Siz hiç, çocuğunun ölüsünü torbada taşıyan bir baba gördünüz mü?
Siz hiç, çocuğunun ölüsünü torbada taşıyan bir babanın duygularını anlayabildiniz mi?
Siz hiç, 9 ay 10 gün bedeninde taşıyan ve bir torba içinde ölüsünü gören bir annenin duygularını hissedebildiniz mi?
İşte, Van'ın Gürpınar ilçesinin Yalınca köyünün Çeli mezrasında yaşanan, Şubat'ın ilk günlerinde gazetelerde yer alan resim bu idi...
Ve siz sayın bakanlar, varlık içinde yüzen çocuklarınız yolsuzluk iddiasıyla içeri alındığında, bir baba olarak yüzünüzdeki acı ifadeyi biz gördük.
Ya siz, 3 yaşındaki çocuğunun ölüsünü sırtında taşıyan bir babanın içindeki acıyı ve isyanı görebildiniz mi?
Ve bir kediyi işkence yaparak öldüren üniversite öğrencisine haklı olarak tepki gösterenler, köpek katliamını haklı olarak yüksek seslerle protesto edenler, siz duydunuz mu 3 yaşındaki Muharrem'in babasının, anasının içindeki acıyı ve isyanı?
Ne olurdu, bir helikopter gelse idi.
Ne olurdu, helikopter çocuğu alsa idi.
Ne olurdu, hastaneye varsa idi.
Ve ne olurdu, Muharrem yaşasa idi,
* * *
Babalığı kalmadı ama yine de halkın diliyle ifade edelim.
Ve ey Devlet Baba!
Kız olmayı bilemeden kadın olan, çocuk olmayı yaşamadan anne olan, insan olduğunu anlamadan ölü bulunan Kader'i de kaderine terk eden Devlet Baba!
Sen bilmez misin ki, doğuda kış çetindir.

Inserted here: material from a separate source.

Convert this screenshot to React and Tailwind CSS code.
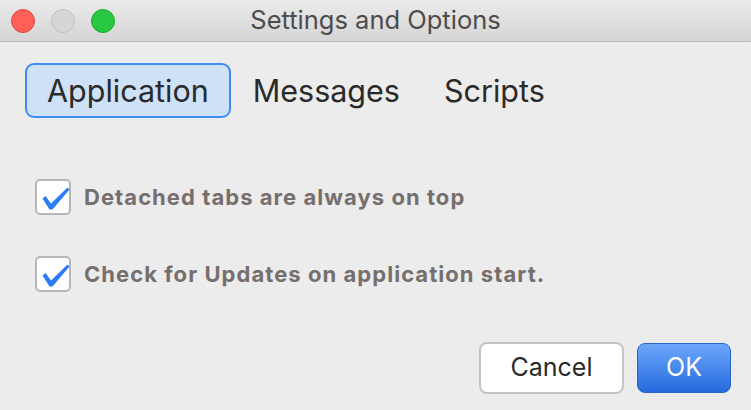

Sen bilmez misin ki, köylerin, mezraların yolları kapanınca aylarca açılmaz.
Sen bilmez misin ki, oralarda doğum yapacak kadın, hastalanan çocuk ölüme mahkûmdur.

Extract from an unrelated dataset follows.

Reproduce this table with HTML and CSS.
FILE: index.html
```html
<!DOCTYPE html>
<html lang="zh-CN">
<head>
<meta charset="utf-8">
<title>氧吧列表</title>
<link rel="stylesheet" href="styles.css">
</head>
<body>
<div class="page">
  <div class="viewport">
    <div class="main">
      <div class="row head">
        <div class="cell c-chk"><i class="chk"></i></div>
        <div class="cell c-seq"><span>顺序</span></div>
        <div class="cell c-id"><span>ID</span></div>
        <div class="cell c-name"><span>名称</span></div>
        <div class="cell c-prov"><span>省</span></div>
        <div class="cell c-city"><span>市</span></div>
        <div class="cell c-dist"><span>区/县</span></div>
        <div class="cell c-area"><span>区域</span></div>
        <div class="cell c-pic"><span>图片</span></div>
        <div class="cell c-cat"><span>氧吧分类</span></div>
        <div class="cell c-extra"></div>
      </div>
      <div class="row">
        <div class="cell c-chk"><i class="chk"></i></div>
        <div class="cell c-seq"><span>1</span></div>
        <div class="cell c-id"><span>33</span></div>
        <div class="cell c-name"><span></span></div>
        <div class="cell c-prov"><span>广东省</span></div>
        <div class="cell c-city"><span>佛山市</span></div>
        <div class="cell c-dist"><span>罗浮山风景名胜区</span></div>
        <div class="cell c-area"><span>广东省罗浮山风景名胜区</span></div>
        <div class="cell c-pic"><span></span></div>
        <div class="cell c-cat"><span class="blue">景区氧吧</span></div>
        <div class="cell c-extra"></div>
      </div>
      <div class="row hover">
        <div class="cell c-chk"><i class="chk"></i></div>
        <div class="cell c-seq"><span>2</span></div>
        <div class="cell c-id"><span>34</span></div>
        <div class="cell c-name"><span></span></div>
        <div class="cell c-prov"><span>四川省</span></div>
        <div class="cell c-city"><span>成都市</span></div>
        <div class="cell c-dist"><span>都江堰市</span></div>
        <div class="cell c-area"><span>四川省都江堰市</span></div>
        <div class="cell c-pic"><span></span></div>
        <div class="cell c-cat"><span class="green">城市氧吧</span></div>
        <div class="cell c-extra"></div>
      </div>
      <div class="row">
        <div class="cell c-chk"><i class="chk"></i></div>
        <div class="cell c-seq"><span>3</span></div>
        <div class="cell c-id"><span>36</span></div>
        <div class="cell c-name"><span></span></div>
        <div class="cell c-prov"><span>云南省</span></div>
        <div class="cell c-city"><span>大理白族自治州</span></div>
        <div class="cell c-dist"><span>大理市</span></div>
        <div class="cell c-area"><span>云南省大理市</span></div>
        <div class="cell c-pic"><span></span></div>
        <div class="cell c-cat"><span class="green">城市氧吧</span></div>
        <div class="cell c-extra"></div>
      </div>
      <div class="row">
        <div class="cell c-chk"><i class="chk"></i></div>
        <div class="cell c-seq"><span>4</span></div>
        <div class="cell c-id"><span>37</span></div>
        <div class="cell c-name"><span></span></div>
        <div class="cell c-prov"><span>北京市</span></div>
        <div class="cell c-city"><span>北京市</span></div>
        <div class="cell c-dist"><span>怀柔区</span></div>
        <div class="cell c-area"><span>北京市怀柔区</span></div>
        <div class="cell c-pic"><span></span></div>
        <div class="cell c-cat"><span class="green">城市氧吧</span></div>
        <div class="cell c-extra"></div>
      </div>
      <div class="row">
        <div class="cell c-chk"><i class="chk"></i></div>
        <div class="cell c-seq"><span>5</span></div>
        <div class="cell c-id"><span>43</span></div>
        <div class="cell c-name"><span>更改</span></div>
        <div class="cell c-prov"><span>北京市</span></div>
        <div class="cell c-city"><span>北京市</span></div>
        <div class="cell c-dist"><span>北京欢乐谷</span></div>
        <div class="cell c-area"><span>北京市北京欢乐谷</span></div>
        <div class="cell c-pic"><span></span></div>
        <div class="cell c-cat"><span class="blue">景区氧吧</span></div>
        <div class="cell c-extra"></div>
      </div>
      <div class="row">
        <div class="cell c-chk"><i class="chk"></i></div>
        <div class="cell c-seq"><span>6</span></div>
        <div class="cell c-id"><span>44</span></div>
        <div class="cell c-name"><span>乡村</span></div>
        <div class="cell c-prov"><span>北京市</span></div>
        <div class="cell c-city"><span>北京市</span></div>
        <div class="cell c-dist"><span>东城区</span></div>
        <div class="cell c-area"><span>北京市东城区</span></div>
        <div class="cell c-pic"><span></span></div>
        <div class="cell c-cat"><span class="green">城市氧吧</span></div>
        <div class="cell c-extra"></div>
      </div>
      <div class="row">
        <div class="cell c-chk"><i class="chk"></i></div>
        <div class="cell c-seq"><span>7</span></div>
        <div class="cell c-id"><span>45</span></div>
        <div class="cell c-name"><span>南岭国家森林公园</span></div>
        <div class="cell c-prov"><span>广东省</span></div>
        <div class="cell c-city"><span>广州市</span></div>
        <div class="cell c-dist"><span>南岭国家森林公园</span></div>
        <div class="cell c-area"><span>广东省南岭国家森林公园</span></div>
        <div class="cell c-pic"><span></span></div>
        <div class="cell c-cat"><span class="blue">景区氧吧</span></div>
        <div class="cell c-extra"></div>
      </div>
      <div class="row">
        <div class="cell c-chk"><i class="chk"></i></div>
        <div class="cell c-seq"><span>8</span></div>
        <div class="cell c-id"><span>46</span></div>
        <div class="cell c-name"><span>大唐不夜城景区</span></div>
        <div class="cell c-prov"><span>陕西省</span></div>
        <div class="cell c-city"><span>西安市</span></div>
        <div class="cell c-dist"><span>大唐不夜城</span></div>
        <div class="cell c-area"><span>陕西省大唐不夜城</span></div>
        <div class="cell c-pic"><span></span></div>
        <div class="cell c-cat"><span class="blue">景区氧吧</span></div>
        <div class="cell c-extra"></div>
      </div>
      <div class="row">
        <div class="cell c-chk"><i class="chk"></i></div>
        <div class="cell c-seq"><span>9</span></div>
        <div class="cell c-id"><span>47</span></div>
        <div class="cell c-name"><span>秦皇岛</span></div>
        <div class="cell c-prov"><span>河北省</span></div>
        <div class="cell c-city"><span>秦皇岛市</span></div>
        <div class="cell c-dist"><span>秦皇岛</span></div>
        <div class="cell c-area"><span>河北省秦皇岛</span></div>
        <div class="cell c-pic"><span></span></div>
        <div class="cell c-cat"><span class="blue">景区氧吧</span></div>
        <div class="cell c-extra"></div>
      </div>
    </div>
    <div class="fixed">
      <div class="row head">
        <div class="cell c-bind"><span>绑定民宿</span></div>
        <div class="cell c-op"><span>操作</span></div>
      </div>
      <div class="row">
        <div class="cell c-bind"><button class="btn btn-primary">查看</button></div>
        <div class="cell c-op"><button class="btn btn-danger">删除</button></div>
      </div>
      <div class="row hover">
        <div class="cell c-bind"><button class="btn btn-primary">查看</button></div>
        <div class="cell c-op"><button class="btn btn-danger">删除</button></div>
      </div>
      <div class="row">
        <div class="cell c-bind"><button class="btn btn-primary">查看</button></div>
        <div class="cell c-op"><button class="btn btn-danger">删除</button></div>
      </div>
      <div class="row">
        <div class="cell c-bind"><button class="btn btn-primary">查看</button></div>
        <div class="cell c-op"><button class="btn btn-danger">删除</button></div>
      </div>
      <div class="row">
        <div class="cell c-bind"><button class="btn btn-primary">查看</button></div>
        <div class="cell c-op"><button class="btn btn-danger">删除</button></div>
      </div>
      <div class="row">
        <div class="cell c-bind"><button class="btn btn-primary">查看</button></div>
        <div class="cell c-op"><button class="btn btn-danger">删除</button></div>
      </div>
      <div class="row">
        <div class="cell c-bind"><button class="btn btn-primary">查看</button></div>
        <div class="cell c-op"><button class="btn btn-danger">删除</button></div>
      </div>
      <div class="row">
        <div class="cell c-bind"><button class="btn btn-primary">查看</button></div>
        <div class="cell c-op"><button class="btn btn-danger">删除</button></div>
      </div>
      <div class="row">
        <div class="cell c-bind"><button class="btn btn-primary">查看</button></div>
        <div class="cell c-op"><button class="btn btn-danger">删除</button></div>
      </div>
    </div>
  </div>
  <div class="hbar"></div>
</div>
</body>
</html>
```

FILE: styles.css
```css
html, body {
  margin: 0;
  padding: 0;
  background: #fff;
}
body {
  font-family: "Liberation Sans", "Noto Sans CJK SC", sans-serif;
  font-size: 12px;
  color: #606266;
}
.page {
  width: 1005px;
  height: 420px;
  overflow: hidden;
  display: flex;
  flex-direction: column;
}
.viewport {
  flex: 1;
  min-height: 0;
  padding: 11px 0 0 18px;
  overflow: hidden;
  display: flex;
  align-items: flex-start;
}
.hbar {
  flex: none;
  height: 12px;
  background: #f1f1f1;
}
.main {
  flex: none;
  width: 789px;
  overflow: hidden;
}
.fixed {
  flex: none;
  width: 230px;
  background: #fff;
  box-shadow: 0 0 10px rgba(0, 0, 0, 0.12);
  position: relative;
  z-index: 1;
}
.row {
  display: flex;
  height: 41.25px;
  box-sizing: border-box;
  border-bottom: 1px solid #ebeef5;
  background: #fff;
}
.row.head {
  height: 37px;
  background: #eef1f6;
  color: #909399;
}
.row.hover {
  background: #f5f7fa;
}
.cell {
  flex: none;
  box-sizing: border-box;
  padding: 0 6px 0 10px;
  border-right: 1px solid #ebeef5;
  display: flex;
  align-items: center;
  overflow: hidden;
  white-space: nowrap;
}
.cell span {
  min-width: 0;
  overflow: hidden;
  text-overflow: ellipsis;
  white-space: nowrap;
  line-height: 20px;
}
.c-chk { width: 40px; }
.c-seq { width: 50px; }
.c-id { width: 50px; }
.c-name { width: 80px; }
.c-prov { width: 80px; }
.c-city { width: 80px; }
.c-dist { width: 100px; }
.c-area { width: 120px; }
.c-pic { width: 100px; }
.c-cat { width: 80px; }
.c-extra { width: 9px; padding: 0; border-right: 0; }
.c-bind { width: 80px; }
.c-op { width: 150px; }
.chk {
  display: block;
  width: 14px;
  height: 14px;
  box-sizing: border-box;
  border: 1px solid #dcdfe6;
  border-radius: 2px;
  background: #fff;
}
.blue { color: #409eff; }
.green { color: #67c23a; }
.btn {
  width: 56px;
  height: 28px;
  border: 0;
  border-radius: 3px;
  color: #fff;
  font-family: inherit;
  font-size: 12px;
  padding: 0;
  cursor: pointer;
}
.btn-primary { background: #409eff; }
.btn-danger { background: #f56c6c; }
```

Ve sen bilmez misin ki, o çetin doğa koşullarında görev yapan sağlık personelinin, istese de oraya ulaşamayacağını.
* * *
Diyor ki Sağlık Bakam Mehmet Müezzinoğlu, "İdari aksamalar var mıdır, olabilir, anında soruşturma açtırdık."
Ve devam ediyor meclisteki eleştirilere cevap olarak:
"Ülkemizin sağlık hizmetlerinde ve özellikle acil sağlık hizmetlerinde geldiği başarılı fotoğrafa gölge düşürecek bir fotoğrafla karşı karşıya kaldık. Ama bunun bir fırsat gibi, bir medyatik olay gibi sunularak ve bunu ceberrut devlet mantığıyla burada ifade edilmesini de açıkça doğru bulmuyorum."

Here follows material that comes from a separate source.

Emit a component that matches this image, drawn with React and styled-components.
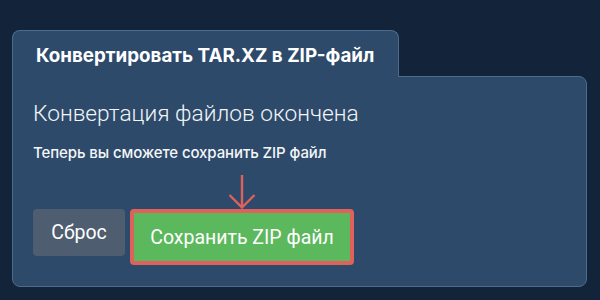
import React from "react";
import styled, { createGlobalStyle } from "styled-components";

const Global = createGlobalStyle`
  html, body { margin: 0; padding: 0; background: #12233a; }
  body { font-family: Inter, "Noto Sans", sans-serif; color: #fff; }
`;

const Page = styled.div`
  width: 600px;
  height: 300px;
  box-sizing: border-box;
  padding: 30px 13px 0 12px;
  background: #12233a;
`;

const Tab = styled.div`
  box-sizing: border-box;
  width: 387px;
  height: 47px;
  margin-bottom: -1px;
  position: relative;
  z-index: 1;
  background: #2d4a6a;
  border: 1px solid #4d6b8c;
  border-bottom: none;
  border-radius: 8px 8px 0 0;
  display: flex;
  align-items: center;
  padding-left: 23px;
  padding-top: 2px;
  font-family: Inter, sans-serif;
  font-weight: 700;
  font-size: 18.8px;
  letter-spacing: 0;
  color: #ffffff;
`;

const Panel = styled.div`
  box-sizing: border-box;
  height: 211px;
  background: #2d4a6a;
  border: 1px solid #4d6b8c;
  border-radius: 0 8px 8px 8px;
  padding: 22px 20px 0 20px;
  display: flex;
  flex-direction: column;
`;

const Heading = styled.div`
  font-family: Roboto, sans-serif;
  font-weight: 300;
  font-size: 22.7px;
  line-height: 30px;
  color: #f2f5f8;
`;

const Sub = styled.div`
  margin-top: 15px;
  font-family: Inter, sans-serif;
  font-weight: 500;
  font-size: 15px;
  line-height: 18px;
  letter-spacing: -0.1px;
  color: #f4f6f8;
`;

const Actions = styled.div`
  margin-top: 47px;
  display: flex;
  align-items: flex-start;
  gap: 5px;
`;

const ResetButton = styled.button`
  box-sizing: border-box;
  width: 92px;
  height: 47px;
  border: none;
  border-radius: 4px;
  background: #4e5e70;
  color: #fff;
  font-family: Roboto, sans-serif;
  font-size: 19.5px;
  padding: 0;
`;

const Highlight = styled.div`
  position: relative;
  border: 4px solid #de625b;
  border-radius: 4px;
  display: flex;
`;

const SaveButton = styled.button`
  box-sizing: border-box;
  width: 216px;
  height: 48px;
  border: none;
  background: #5cb85c;
  color: #fff;
  font-family: Roboto, sans-serif;
  font-size: 19.5px;
  padding: 0;
`;

const Arrow = styled.svg`
  position: absolute;
  left: 50%;
  bottom: calc(100% + 4px);
  transform: translateX(-50%);
`;

export default function App() {
  return (
    <Page>
      <Global />
      <Tab>Конвертировать TAR.XZ в ZIP-файл</Tab>
      <Panel>
        <Heading>Конвертация файлов окончена</Heading>
        <Sub>Теперь вы сможете сохранить ZIP файл</Sub>
        <Actions>
          <ResetButton>Сброс</ResetButton>
          <Highlight>
            <Arrow width="28" height="34" viewBox="0 0 28 34">
              <path d="M14 0 V32.5 M1.5 20 L14 32.5 L26.5 20" fill="none" stroke="#de625b" strokeWidth="2.4" />
            </Arrow>
            <SaveButton>Сохранить ZIP файл</SaveButton>
          </Highlight>
        </Actions>
      </Panel>
    </Page>
  );
}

Peki, ne denilmeliydi Sayın Bakan? Olur böyle şeyler mi denilmeliydi?
Elbette kış çetindir oralarda. Mezralara kadar yolların sık sık açılması da zordur oralarda.
Oysaki çözüm kolaydı Sayın Bakan. Hiç olmazsa kış mevsiminde, il ve ilçe merkezlerindeki acil sağlık kurumlarının emrinde bir helikopter bu sorunu çözerdi.
İletişim kurulamadı, ulaşım sağlanamadı, çok üzüntülüyüm sözü bir özür bile olamadı Sayın Bakan.
Yazımızı, Diyar News yazarlarından Mehmet Rumet Soylu'nun "Muharrem Bebek" yazısından bir alıntıyla bitirelim.
"Ve sırtta taşınıyorsa,
Ve babaysa bu ölümün hamalı,
Bazı ülkeler,
Vicdan ve haysiyetlerini
Baba sırtında taşınan
Ölü bir çocuğun torbasıyla yitirir."
Evet, ağır bir söz... Ama bu görüntülerle, bu ülkenin ve bu toplumun vicdan ve haysiyetini hırpalamaya da hakkımız olmasa gerek.